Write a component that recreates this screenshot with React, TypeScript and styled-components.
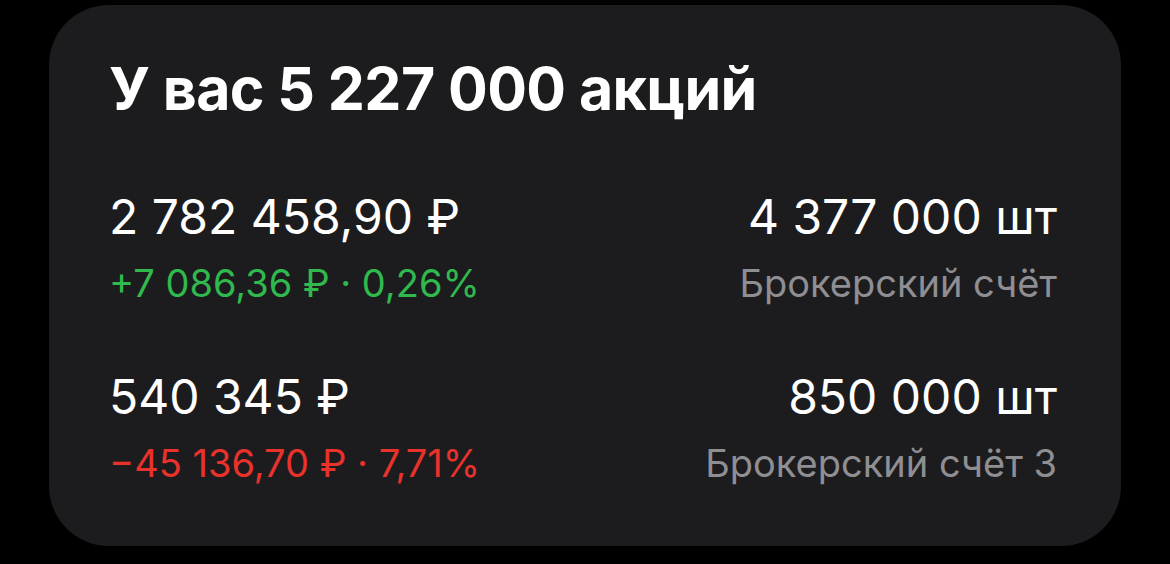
import React from 'react';
import styled, { createGlobalStyle } from 'styled-components';

const GlobalStyle = createGlobalStyle`
  html, body {
    margin: 0;
    padding: 0;
    background: #000;
  }
  body {
    font-family: Inter, "Noto Sans", "Liberation Sans", sans-serif;
    -webkit-font-smoothing: antialiased;
  }
`;

type Holding = {
  value: string;
  change: string;
  up: boolean;
  count: string;
  account: string;
};

const holdings: Holding[] = [
  {
    value: '2 782 458,90 ₽',
    change: '+7 086,36 ₽ · 0,26%',
    up: true,
    count: '4 377 000 шт',
    account: 'Брокерский счёт',
  },
  {
    value: '540 345 ₽',
    change: '−45 136,70 ₽ · 7,71%',
    up: false,
    count: '850 000 шт',
    account: 'Брокерский счёт 3',
  },
];

function App() {
  return (
    <Page>
      <GlobalStyle />
      <Card>
        <Title>У вас 5 227 000 акций</Title>
        <List>
          {holdings.map((h) => (
            <Row key={h.account}>
              <Column>
                <Primary>{h.value}</Primary>
                <Change $up={h.up}>{h.change}</Change>
              </Column>
              <Column $right>
                <Primary>{h.count}</Primary>
                <Account>{h.account}</Account>
              </Column>
            </Row>
          ))}
        </List>
      </Card>
    </Page>
  );
}

const Page = styled.div`
  width: 1170px;
  height: 564px;
  padding: 5px 49px 0 49px;
  box-sizing: border-box;
  background: #000;
`;

const Card = styled.section`
  width: 1072px;
  height: 541px;
  box-sizing: border-box;
  background: #1c1c1e;
  border-radius: 60px;
  padding: 49px 64px 0 60px;
  display: flex;
  flex-direction: column;
`;

const Title = styled.h1`
  margin: 0;
  color: #fff;
  font-size: 59px;
  font-weight: 700;
  line-height: 70px;
  letter-spacing: -0.6px;
`;

const List = styled.div`
  display: flex;
  flex-direction: column;
  gap: 62px;
  margin-top: 64px;
`;

const Row = styled.div`
  display: flex;
  justify-content: space-between;
  align-items: flex-start;
`;

const Column = styled.div<{ $right?: boolean }>`
  display: flex;
  flex-direction: column;
  gap: 14px;
  align-items: ${(p) => (p.$right ? 'flex-end' : 'flex-start')};
`;

const Primary = styled.div`
  color: #fff;
  font-size: 48px;
  font-weight: 400;
  line-height: 58px;
`;

const Change = styled.div<{ $up: boolean }>`
  color: ${(p) => (p.$up ? '#30b94d' : '#e8322b')};
  font-size: 38px;
  line-height: 46px;
`;

const Account = styled.div`
  color: #8e8e93;
  font-size: 38px;
  line-height: 46px;
`;

export default App;
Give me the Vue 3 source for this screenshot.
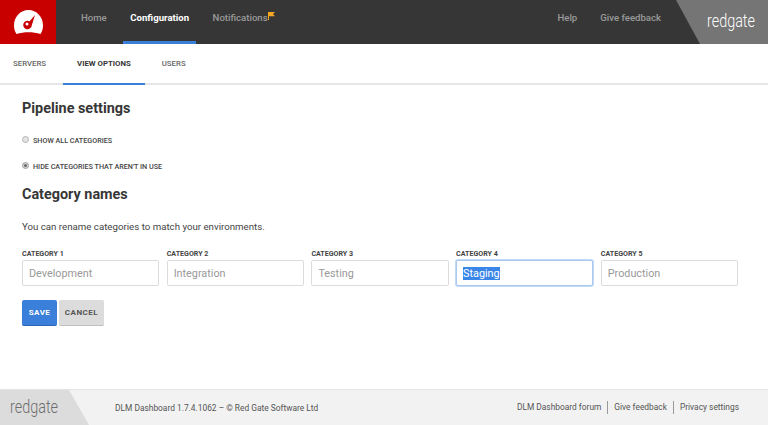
<script setup>
import { ref, onMounted } from 'vue'

const categorias = ref([
  { nombre: 'CATEGORY 1', valor: 'Development' },
  { nombre: 'CATEGORY 2', valor: 'Integration' },
  { nombre: 'CATEGORY 3', valor: 'Testing' },
  { nombre: 'CATEGORY 4', valor: 'Staging' },
  { nombre: 'CATEGORY 5', valor: 'Production' }
])

const modo = ref('hide')
const campoActivo = ref(null)

// La categoria 4 aparece enfocada y con el texto seleccionado
onMounted(() => {
  const campo = campoActivo.value && campoActivo.value[0]
  if (campo) {
    campo.focus()
    campo.select()
  }
})
</script>

<template>
  <div class="pagina">
    <header class="cabecera">
      <div class="logo">
        <svg width="29" height="24" viewBox="0 0 29 24">
          <path d="M2.500 24C0.800 21.500 0 18.500 0 15.500 C0 6.500 6.500 0 14.500 0 C22.500 0 29 6.500 29 15.500 C29 18.500 28.200 21.500 26.500 24 C19 21.500 10 21.500 2.500 24Z" fill="#fff" />
          <path fill-rule="evenodd" d="M21 5 L15.600 11.200 A4.300 4.300 0 1 0 17.800 15.200 Z M13 12.500 A1.500 1.500 0 1 1 13 15.500 A1.500 1.500 0 1 1 13 12.500 Z" fill="#c80000" />
        </svg>
      </div>
      <nav class="nav-principal">
        <a class="nav-item">Home</a>
        <a class="nav-item activo">Configuration</a>
        <a class="nav-item">Notifications<svg class="bandera" width="7" height="8" viewBox="0 0 7 8"><path d="M0 0H7L5 2L7 4.200H1V8H0Z" fill="#f5a623" /></svg></a>
      </nav>
      <nav class="nav-derecha">
        <a class="nav-item">Help</a>
        <a class="nav-item">Give feedback</a>
      </nav>
      <div class="marca"><span>redgate</span></div>
    </header>

    <nav class="subnav">
      <a class="sub-item">SERVERS</a>
      <a class="sub-item activo">VIEW OPTIONS</a>
      <a class="sub-item">USERS</a>
    </nav>

    <main class="contenido">
      <h2 class="titulo primero">Pipeline settings</h2>
      <label class="opcion">
        <input v-model="modo" type="radio" value="show" />
        <span>SHOW ALL CATEGORIES</span>
      </label>
      <label class="opcion">
        <input v-model="modo" type="radio" value="hide" />
        <span>HIDE CATEGORIES THAT AREN'T IN USE</span>
      </label>

      <h2 class="titulo">Category names</h2>
      <p class="texto">You can rename categories to match your environments.</p>

      <div class="categorias">
        <div v-for="(cat, i) in categorias" :key="cat.nombre" class="campo">
          <label>{{ cat.nombre }}</label>
          <input v-if="i === 3" ref="campoActivo" v-model="cat.valor" type="text" />
          <input v-else v-model="cat.valor" type="text" />
        </div>
      </div>

      <div class="botones">
        <button class="btn guardar">SAVE</button>
        <button class="btn cancelar">CANCEL</button>
      </div>
    </main>

    <footer class="pie">
      <div class="pie-marca"><span>redgate</span></div>
      <div class="pie-version">DLM Dashboard 1.7.4.1062 – © Red Gate Software Ltd</div>
      <div class="pie-enlaces">
        <a>DLM Dashboard forum</a>
        <a>Give feedback</a>
        <a>Privacy settings</a>
      </div>
    </footer>
  </div>
</template>

<style>
html, body {
  margin: 0;
  background: #fff;
}
</style>

<style scoped>
.pagina {
  display: flex;
  flex-direction: column;
  height: 425px;
  overflow: hidden;
  font-family: Roboto, "Liberation Sans", sans-serif;
  color: #363636;
}

.cabecera {
  display: flex;
  flex-shrink: 0;
  height: 44px;
  background: #363636;
}

.logo {
  display: flex;
  align-items: center;
  justify-content: center;
  width: 56px;
  background: #c80000;
}

.nav-principal {
  display: flex;
  gap: 9.5px;
  margin-left: 18px;
}

.nav-derecha {
  display: flex;
  gap: 9px;
  margin-left: auto;
  margin-right: 8px;
}

.nav-item {
  display: flex;
  align-items: center;
  box-sizing: border-box;
  height: 44px;
  padding: 0 7px 7px;
  font-size: 9.6px;
  font-weight: 500;
  color: #9a9a9a;
  border-bottom: 3px solid transparent;
}

.nav-item.activo {
  color: #fff;
  font-weight: 700;
  border-bottom-color: #3a7fd9;
}

.bandera {
  margin-top: -3px;
}

.marca {
  display: flex;
  align-items: center;
  justify-content: flex-end;
  box-sizing: border-box;
  width: 92px;
  padding-right: 13px;
  padding-bottom: 3px;
  background: #757575;
  clip-path: polygon(0 0, 100% 0, 100% 100%, 24px 100%);
  color: #fff;
  font-size: 18px;
  font-weight: 300;
}

.marca span {
  display: inline-block;
  transform: scaleX(0.8);
  transform-origin: right center;
}

.subnav {
  display: flex;
  flex-shrink: 0;
  box-sizing: border-box;
  height: 41px;
  border-bottom: 2px solid #e6e6e6;
}

.sub-item {
  display: flex;
  align-items: center;
  box-sizing: border-box;
  height: 41px;
  padding: 0 14px;
  margin-right: 3px;
  font-size: 7.8px;
  font-weight: 500;
  color: #666;
  border-bottom: 2px solid transparent;
}

.sub-item:first-child {
  padding-left: 13px;
}

.sub-item.activo {
  color: #363636;
  font-weight: 700;
  border-bottom-color: #3a7fd9;
}

.contenido {
  flex: 1;
  padding: 0 30px 0 22px;
}

.titulo {
  margin: 13px 0 0;
  font-size: 14.4px;
  line-height: 20px;
  font-weight: 700;
  color: #363636;
}

.titulo.primero {
  margin-top: 14px;
}

.opcion {
  display: flex;
  align-items: center;
  gap: 4px;
  height: 12px;
  margin-top: 14px;
  font-size: 7.2px;
  font-weight: 500;
  color: #444;
}

.titulo.primero + .opcion {
  margin-top: 15px;
}

.opcion input {
  appearance: none;
  box-sizing: border-box;
  width: 7px;
  height: 7px;
  margin: -2px 0 0;
  border: 1px solid #b5b5b5;
  border-radius: 50%;
  background: #e4e4e4;
}

.opcion input:checked {
  background: #666;
  box-shadow: inset 0 0 0 1px #ddd;
}

.texto {
  margin: 15px 0 0;
  font-size: 9.7px;
  line-height: 14px;
  color: #444;
}

.categorias {
  display: grid;
  grid-template-columns: repeat(5, 1fr);
  gap: 7.5px;
  margin-top: 15px;
}

.campo label {
  display: block;
  font-size: 7.1px;
  line-height: 10px;
  font-weight: 700;
  color: #444;
  margin-bottom: 1px;
}

.campo input {
  display: block;
  box-sizing: border-box;
  width: 100%;
  height: 26px;
  padding: 0 6px;
  border: 1px solid #dcdcdc;
  border-radius: 2px;
  outline: none;
  font-family: inherit;
  font-size: 10.8px;
  color: #999;
  background: #fff;
}

.campo input:focus {
  border-color: #a9c8f2;
  box-shadow: 0 0 0 1px #c4d9f6;
  color: #555;
}

.campo input::selection {
  background: #3a86e8;
  color: #fff;
}

.botones {
  display: flex;
  gap: 2px;
  margin-top: 14px;
}

.btn {
  height: 26px;
  padding: 0;
  border: none;
  border-radius: 2px;
  font-family: inherit;
  font-size: 8px;
  font-weight: 700;
  letter-spacing: 0.5px;
}

.guardar {
  width: 35px;
  background: #3a7fd9;
  color: #fff;
  border-bottom: 1px solid #2a66b5;
}

.cancelar {
  width: 45px;
  background: #dcdcdc;
  color: #555;
  border-bottom: 1px solid #c0c0c0;
}

.pie {
  display: flex;
  align-items: center;
  flex-shrink: 0;
  box-sizing: border-box;
  height: 36px;
  background: #f2f2f2;
  border-top: 1px solid #e4e4e4;
  font-size: 8.4px;
  color: #555;
}

.pie-marca {
  display: flex;
  align-items: center;
  box-sizing: border-box;
  width: 89px;
  height: 100%;
  padding-left: 10px;
  padding-bottom: 2px;
  background: #dcdcdc;
  clip-path: polygon(0 0, 69px 0, 100% 100%, 0 100%);
  color: #6e6e6e;
  font-size: 18px;
  font-weight: 300;
}

.pie-marca span {
  display: inline-block;
  transform: scaleX(0.8);
  transform-origin: left center;
}

.pie-version {
  margin-left: 26px;
}

.pie-enlaces {
  display: flex;
  margin-left: auto;
  margin-right: 29px;
}

.pie-enlaces a {
  padding: 0 6px;
  line-height: 13px;
  border-left: 1px solid #999;
}

.pie-enlaces a:first-child {
  border-left: none;
}

.pie-enlaces a:last-child {
  padding-right: 0;
}
</style>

◇ ◇ ◇

* Job:
In the entries above, find the line that contains "Give me the Vue 3 source for this screenshot." and the line that contains "const campoActivo = ref(null)". Reproduce exactly those two lines and every line between them, but not the pictures.

* Written reply:
Give me the Vue 3 source for this screenshot.
<script setup>
import { ref, onMounted } from 'vue'

const categorias = ref([
  { nombre: 'CATEGORY 1', valor: 'Development' },
  { nombre: 'CATEGORY 2', valor: 'Integration' },
  { nombre: 'CATEGORY 3', valor: 'Testing' },
  { nombre: 'CATEGORY 4', valor: 'Staging' },
  { nombre: 'CATEGORY 5', valor: 'Production' }
])

const modo = ref('hide')
const campoActivo = ref(null)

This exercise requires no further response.